→ ENTRIES SUPPLIED:
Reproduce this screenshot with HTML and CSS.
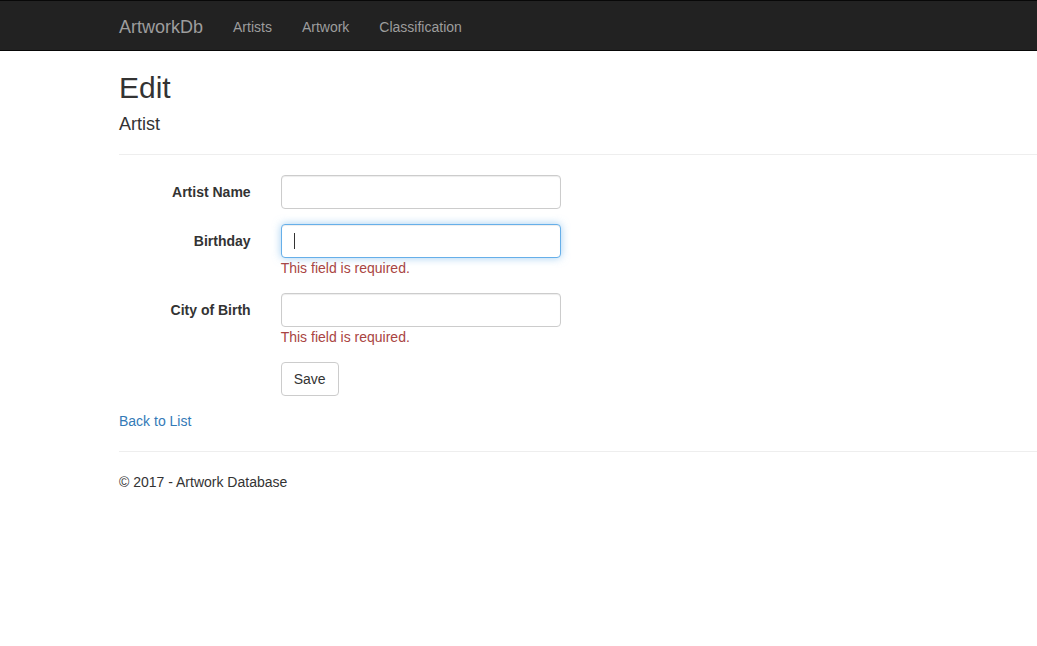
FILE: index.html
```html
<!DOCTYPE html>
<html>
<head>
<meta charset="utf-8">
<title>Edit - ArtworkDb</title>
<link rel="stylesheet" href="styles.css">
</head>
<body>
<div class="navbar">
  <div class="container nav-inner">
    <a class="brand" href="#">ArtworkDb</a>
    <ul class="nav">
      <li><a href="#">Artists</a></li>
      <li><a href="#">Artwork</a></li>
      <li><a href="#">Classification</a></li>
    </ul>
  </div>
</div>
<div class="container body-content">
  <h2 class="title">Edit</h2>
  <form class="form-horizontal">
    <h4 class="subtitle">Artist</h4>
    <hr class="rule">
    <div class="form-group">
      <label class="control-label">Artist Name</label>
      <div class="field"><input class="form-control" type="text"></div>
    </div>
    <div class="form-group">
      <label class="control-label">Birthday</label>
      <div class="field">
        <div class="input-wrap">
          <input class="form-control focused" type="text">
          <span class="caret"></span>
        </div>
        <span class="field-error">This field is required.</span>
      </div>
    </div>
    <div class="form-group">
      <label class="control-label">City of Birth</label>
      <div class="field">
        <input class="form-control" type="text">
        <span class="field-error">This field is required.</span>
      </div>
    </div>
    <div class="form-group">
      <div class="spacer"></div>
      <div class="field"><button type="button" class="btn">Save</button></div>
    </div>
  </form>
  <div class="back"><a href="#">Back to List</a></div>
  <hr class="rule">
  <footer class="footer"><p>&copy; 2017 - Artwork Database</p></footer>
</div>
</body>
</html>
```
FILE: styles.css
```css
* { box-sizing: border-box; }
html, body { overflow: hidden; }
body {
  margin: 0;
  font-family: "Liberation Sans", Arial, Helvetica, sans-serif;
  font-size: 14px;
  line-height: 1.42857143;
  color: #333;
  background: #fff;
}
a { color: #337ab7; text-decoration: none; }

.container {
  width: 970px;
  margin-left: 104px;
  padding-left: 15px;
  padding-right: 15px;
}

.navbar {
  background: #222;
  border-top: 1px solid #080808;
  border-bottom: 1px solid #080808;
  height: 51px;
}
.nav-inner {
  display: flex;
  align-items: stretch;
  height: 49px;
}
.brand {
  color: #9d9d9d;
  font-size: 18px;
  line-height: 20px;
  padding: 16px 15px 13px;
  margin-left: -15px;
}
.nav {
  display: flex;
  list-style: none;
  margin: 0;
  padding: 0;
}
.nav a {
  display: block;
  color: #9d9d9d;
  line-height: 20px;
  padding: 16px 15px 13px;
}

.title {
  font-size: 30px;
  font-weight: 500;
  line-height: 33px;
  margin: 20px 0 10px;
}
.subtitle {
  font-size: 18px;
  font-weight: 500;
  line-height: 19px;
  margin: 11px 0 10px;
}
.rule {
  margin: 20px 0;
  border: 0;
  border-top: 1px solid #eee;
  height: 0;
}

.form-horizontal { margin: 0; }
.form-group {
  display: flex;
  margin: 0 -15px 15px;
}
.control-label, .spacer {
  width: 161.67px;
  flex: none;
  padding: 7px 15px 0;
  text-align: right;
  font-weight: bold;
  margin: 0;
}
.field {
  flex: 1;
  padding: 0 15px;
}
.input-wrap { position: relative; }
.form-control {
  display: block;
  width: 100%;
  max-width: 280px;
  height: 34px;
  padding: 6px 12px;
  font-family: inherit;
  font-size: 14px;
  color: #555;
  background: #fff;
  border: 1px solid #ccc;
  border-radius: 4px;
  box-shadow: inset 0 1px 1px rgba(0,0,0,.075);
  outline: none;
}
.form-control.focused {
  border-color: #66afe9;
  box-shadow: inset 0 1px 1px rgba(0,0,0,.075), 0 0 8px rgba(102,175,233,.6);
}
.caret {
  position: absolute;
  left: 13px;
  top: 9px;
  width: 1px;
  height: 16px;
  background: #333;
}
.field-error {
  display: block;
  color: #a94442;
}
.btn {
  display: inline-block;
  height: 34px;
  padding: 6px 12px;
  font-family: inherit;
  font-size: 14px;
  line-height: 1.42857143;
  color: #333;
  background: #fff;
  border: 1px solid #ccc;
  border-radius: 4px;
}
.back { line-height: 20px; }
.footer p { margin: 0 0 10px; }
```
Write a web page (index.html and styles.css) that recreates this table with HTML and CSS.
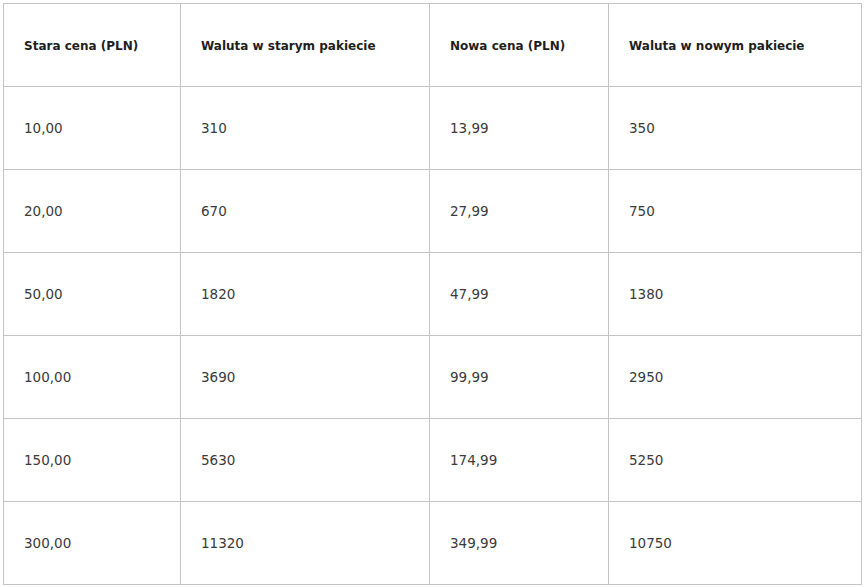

---

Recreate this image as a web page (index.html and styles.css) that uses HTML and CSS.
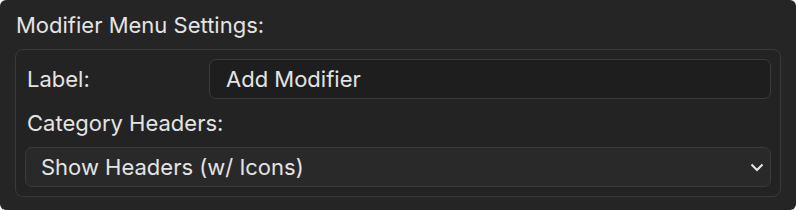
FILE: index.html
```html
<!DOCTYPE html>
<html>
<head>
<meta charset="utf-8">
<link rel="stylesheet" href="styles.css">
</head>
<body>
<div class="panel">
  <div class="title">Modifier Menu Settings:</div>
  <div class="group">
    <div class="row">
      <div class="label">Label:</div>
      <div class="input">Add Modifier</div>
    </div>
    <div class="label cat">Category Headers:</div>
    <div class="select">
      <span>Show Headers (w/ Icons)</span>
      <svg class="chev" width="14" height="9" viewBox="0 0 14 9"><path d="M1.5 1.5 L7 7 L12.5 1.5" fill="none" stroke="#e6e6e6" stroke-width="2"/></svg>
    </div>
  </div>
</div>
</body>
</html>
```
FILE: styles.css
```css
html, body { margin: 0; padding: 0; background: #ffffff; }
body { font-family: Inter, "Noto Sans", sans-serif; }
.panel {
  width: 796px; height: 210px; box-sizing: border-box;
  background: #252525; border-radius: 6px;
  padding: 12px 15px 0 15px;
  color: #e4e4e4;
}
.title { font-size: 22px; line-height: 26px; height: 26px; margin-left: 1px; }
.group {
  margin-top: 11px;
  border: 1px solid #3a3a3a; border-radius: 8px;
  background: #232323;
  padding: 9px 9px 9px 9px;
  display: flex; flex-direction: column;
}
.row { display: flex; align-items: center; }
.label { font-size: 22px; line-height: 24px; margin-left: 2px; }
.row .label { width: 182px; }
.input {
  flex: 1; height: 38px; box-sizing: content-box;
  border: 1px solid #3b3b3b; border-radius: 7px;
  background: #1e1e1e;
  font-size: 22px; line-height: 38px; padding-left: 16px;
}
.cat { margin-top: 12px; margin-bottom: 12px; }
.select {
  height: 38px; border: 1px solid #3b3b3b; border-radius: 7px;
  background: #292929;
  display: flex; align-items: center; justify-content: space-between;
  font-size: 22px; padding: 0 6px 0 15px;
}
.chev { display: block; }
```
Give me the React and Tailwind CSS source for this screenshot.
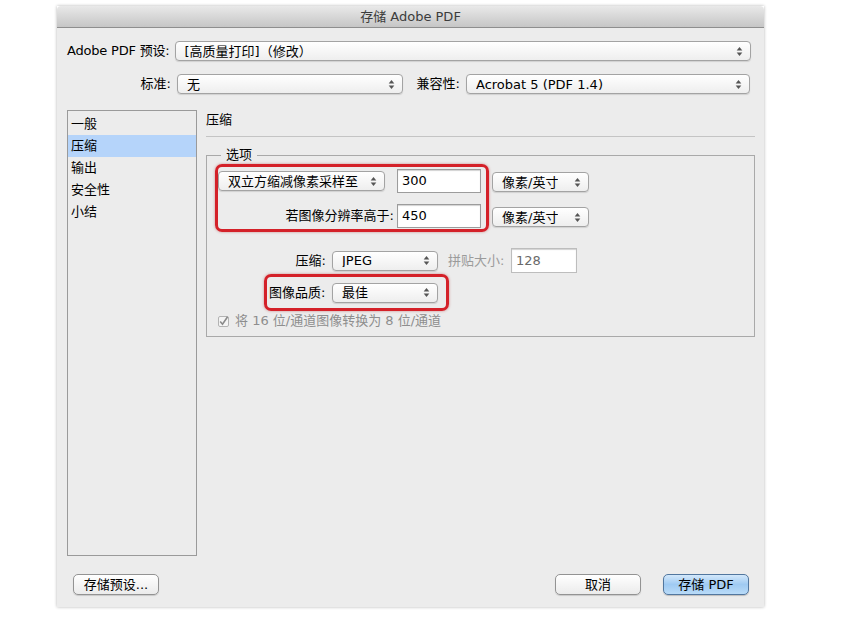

→ GIVEN INSTRUCTION:
Go through the entries and return each line where the word "page" appears.

→ COMPLETED EXERCISE:
Write a web page (index.html and styles.css) that recreates this table with HTML and CSS.
Recreate this image as a web page (index.html and styles.css) that uses HTML and CSS.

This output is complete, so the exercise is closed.